(begin)

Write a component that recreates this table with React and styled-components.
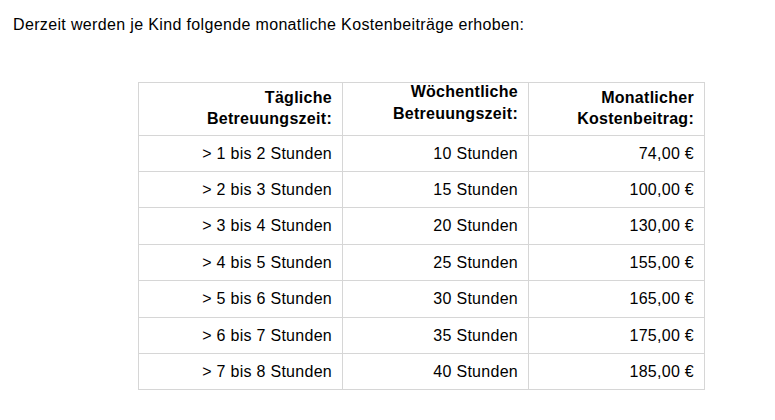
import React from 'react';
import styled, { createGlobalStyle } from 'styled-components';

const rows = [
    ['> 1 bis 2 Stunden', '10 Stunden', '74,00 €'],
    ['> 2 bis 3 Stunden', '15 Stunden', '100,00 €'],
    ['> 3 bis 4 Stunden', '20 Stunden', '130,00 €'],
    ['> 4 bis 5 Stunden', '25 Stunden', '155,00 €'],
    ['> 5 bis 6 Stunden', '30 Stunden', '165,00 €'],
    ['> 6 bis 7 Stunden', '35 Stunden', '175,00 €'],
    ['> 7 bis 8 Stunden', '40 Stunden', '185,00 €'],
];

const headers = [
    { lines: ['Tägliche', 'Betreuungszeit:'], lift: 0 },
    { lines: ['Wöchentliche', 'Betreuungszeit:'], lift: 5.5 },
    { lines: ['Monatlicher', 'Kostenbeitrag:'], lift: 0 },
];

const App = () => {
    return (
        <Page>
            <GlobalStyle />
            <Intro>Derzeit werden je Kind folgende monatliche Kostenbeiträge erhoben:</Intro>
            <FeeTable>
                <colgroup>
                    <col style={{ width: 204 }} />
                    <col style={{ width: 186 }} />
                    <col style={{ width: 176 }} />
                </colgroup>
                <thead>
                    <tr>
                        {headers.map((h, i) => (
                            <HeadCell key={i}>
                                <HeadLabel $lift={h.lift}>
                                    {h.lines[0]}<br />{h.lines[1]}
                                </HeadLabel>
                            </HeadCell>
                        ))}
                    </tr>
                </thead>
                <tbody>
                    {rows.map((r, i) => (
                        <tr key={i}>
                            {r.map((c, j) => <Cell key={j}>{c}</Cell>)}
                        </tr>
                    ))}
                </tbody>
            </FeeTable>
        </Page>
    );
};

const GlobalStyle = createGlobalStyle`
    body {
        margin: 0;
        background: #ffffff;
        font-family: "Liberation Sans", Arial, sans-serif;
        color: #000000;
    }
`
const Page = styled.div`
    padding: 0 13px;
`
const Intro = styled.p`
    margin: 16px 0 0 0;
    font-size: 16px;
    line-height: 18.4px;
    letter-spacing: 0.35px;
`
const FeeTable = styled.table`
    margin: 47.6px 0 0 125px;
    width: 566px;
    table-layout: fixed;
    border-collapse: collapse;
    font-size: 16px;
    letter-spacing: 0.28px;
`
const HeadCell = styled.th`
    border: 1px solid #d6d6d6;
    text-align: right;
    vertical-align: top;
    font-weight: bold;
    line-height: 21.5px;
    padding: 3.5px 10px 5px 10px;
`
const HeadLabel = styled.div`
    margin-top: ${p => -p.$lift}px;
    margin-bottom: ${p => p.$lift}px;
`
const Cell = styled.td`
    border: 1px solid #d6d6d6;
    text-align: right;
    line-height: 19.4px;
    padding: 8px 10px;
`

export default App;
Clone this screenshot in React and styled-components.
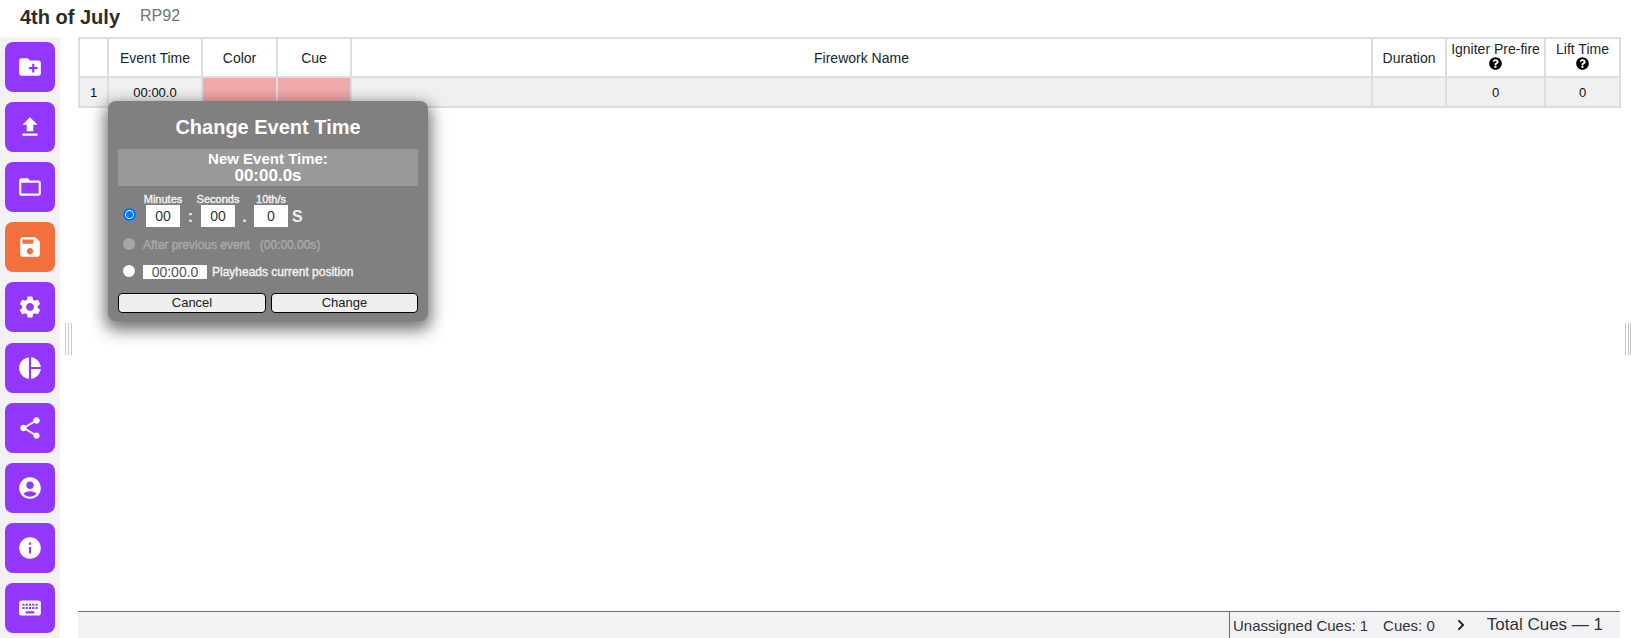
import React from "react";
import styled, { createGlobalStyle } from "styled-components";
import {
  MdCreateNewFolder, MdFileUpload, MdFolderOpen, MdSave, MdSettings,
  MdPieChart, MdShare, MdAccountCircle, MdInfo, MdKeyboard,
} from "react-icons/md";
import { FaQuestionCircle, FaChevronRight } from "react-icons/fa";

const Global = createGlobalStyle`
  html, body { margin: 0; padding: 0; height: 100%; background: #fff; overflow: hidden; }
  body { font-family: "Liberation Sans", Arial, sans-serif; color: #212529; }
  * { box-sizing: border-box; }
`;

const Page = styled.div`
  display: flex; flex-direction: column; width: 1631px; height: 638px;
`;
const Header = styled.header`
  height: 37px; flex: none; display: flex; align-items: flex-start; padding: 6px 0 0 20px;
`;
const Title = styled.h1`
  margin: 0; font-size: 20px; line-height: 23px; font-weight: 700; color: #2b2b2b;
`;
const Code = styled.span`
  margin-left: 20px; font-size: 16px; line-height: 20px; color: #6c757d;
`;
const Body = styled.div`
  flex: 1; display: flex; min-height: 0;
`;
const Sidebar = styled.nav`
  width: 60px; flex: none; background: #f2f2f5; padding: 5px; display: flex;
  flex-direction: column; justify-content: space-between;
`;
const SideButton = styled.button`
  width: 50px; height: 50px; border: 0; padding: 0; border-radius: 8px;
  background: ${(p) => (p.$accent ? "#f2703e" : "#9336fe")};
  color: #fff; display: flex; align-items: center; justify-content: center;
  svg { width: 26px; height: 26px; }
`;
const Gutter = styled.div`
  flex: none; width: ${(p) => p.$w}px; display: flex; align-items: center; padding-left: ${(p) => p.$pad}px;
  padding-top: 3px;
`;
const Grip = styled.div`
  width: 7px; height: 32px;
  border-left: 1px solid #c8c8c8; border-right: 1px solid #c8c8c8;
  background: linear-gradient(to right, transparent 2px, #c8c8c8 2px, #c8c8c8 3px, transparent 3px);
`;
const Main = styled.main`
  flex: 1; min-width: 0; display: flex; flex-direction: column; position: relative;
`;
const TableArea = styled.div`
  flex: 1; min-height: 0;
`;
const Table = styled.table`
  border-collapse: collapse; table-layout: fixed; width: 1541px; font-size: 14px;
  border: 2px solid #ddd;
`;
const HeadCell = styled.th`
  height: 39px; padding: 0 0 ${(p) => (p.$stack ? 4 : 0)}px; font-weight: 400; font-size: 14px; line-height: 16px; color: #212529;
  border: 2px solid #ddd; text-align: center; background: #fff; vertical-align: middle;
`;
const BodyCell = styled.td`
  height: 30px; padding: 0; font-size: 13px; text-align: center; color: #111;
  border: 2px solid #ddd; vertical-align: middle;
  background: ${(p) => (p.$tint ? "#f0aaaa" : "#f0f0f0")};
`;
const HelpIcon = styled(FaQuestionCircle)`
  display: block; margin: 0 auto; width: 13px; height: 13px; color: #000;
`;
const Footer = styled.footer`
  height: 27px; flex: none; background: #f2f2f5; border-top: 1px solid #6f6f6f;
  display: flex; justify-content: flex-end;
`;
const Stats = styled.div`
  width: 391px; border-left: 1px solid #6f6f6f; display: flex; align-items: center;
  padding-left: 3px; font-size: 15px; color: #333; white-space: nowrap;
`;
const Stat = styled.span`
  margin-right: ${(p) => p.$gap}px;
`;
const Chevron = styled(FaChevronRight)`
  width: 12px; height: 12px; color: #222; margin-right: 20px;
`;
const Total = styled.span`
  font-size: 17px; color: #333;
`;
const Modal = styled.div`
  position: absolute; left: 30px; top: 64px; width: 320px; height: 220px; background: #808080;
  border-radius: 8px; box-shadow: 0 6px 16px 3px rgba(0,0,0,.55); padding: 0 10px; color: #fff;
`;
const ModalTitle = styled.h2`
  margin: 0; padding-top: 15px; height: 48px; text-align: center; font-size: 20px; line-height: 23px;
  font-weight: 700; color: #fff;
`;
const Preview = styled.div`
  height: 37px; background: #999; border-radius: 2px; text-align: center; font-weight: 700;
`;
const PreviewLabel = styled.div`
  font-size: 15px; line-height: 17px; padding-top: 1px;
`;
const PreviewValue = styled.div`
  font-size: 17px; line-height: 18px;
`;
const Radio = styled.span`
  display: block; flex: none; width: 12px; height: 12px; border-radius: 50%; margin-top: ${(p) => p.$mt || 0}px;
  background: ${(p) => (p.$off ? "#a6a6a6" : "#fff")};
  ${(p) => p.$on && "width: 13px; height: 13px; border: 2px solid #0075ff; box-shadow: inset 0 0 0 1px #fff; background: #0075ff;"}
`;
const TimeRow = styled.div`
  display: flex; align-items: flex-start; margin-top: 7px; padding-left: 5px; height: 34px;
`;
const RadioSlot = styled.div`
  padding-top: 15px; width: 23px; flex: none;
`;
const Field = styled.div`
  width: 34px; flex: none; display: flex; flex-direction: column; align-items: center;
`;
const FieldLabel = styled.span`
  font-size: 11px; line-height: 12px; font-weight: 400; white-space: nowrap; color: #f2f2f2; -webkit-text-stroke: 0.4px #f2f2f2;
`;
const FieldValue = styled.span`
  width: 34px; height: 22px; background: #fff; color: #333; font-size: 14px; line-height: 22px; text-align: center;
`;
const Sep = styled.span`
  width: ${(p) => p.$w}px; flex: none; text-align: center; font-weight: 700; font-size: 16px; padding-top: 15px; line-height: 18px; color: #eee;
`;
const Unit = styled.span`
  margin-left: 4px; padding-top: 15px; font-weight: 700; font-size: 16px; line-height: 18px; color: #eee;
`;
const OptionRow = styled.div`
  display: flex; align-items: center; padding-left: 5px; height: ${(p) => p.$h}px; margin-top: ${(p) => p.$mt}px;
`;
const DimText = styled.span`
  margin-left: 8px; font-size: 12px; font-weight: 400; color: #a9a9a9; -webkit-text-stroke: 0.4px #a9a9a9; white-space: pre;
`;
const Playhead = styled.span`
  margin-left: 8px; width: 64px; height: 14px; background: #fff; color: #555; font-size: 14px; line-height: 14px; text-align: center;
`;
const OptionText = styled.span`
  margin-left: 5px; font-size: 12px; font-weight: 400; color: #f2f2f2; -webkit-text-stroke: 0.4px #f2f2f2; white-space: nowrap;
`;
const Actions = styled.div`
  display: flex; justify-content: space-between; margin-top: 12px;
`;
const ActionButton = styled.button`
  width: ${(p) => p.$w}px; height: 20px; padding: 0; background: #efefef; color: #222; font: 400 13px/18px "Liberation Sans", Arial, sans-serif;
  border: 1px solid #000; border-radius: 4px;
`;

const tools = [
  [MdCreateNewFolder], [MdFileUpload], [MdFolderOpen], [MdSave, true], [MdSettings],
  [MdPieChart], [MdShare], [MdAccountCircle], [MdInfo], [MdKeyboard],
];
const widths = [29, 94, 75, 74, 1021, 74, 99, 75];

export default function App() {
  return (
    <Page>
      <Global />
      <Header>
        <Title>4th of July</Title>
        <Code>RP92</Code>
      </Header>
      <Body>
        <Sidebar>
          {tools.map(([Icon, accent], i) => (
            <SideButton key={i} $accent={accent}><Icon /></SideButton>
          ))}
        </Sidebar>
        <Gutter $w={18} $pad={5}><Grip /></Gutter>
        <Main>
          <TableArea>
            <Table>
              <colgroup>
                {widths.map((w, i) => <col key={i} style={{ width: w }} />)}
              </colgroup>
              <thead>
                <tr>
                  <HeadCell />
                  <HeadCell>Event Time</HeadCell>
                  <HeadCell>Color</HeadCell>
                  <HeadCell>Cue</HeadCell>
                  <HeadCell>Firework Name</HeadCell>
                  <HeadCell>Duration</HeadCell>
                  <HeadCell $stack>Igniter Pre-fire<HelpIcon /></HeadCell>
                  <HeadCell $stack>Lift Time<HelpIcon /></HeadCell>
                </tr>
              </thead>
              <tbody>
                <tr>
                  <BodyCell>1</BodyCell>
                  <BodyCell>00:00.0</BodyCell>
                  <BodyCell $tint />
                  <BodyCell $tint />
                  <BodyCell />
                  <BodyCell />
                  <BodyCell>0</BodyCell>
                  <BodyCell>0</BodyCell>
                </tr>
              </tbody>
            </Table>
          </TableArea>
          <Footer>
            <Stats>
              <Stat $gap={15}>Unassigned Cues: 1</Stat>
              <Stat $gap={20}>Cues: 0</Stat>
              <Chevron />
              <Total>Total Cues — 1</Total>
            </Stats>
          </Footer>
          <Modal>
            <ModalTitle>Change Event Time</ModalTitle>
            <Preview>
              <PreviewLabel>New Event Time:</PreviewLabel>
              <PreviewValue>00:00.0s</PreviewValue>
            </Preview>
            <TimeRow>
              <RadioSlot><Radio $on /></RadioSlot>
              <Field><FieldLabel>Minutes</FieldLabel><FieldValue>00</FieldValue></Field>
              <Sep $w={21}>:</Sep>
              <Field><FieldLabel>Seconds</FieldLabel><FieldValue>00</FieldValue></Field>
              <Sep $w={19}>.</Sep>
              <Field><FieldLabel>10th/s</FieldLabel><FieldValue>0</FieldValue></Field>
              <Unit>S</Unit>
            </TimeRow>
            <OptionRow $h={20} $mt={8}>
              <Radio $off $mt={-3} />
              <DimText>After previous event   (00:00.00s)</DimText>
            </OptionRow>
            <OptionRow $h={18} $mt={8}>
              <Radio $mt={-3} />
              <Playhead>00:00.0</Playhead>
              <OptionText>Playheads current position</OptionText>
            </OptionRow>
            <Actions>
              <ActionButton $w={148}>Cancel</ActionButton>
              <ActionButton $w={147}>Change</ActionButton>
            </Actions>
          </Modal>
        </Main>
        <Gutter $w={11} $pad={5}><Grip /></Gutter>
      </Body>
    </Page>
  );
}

(end)

» **Your objective**: Wherever the string "this" appears in the entries above, list that line.

» **Output of the exercise**:
Write a component that recreates this table with React and styled-components.
Clone this screenshot in React and styled-components.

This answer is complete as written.